Sunday, May 17, 2026

"Zen and the Art of Persuasive Writing"

From Judge David D. Weinzweig, Arizona Court of Appeals at his personal Xitter account, (https://x.com/Zenpersuasion) via Thread Reader:

Continues: 

I’m an appellate court judge.

I’ve read thousands of briefs.

Here’s what no one told you about persuasion and how to win. Thread.
Judges check page length before reading a word.

• Long brief? We read faster and with less attention.
• Short brief? We slow down and pay closer attention.

Brevity signals confidence. Most lawyers have it backwards.
Adverbs sometimes destroy the arguments they’re meant to strengthen and protect. I call them badverbs.

1. Intensifier adverbs: Used to pump up weak arguments (“Clearly,” “Obviously,” “Outrageously”).
2. Hedge adverbs: Used to cushion shaky arguments (“Arguably,” “Apparently,” “Fairly strongly”).

Researchers studied U.S. Supreme Court briefs and found something striking: the more intensifiers a brief used, the more often the party lost. Example below.

Appellate judges do it too — but for a different reason. We reach for them in dissents, when the issue is a closer call.
***
For an example of hedge badverbs, we pull from the news.

Sam Bankman-Fried, facing federal fraud charges, wrote 250 pages defending his character. On honesty he wrote:

“As a general matter, I don’t lie. It’s something that I believe fairly strongly in.”

Fairly strongly. One adverb draining the life from another. All credibility gone.

He was trying to sound honest, but his words scream guilty.

Hedge badverbs don’t soften an argument. They kill it.
Kill zombie nouns. They carry tail markings and shackle verbs into noun forms. Examples: -tion, -ance, -ence.

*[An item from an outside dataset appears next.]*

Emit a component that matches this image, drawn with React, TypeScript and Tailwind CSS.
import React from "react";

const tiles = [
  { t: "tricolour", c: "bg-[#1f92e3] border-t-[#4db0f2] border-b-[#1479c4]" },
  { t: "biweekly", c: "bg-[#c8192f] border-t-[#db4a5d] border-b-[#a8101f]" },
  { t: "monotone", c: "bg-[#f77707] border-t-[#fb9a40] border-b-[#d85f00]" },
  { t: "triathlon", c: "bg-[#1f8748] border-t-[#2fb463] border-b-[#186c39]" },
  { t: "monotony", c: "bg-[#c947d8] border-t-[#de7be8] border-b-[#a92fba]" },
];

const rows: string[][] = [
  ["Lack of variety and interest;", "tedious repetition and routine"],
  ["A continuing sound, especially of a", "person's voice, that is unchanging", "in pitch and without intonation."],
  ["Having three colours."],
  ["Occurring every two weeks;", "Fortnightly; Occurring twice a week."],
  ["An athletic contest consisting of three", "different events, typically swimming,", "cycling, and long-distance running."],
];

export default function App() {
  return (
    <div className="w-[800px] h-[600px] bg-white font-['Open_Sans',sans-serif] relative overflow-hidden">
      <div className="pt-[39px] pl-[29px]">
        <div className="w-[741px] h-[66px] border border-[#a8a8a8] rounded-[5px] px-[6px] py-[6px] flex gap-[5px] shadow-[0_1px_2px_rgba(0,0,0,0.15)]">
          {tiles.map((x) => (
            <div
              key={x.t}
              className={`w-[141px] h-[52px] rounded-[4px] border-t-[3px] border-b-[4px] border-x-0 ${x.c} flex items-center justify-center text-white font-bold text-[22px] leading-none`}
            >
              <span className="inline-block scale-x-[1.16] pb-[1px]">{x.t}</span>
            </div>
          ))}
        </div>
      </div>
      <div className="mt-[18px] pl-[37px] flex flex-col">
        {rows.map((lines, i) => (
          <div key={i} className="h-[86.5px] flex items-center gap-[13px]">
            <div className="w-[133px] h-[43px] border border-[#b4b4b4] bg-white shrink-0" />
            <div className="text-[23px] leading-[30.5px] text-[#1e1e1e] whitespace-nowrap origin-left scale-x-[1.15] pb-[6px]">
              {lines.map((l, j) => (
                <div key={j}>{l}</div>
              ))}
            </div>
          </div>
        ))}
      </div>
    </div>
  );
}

• “Conducted an investigation” → Investigated
• “Made a decision” → Decided
• “Provided a justification” → Justified

Zombie nouns add weight without adding value. Find them. Kill them.
Your reader is not in the room when you write.

She can’t raise her hand, ask a question or stop you mid-sentence to say she’s lost. By the time she reads your brief, you’re gone.

Before you write a single sentence, ask:

“What does she need to know, and when does she need to know it?”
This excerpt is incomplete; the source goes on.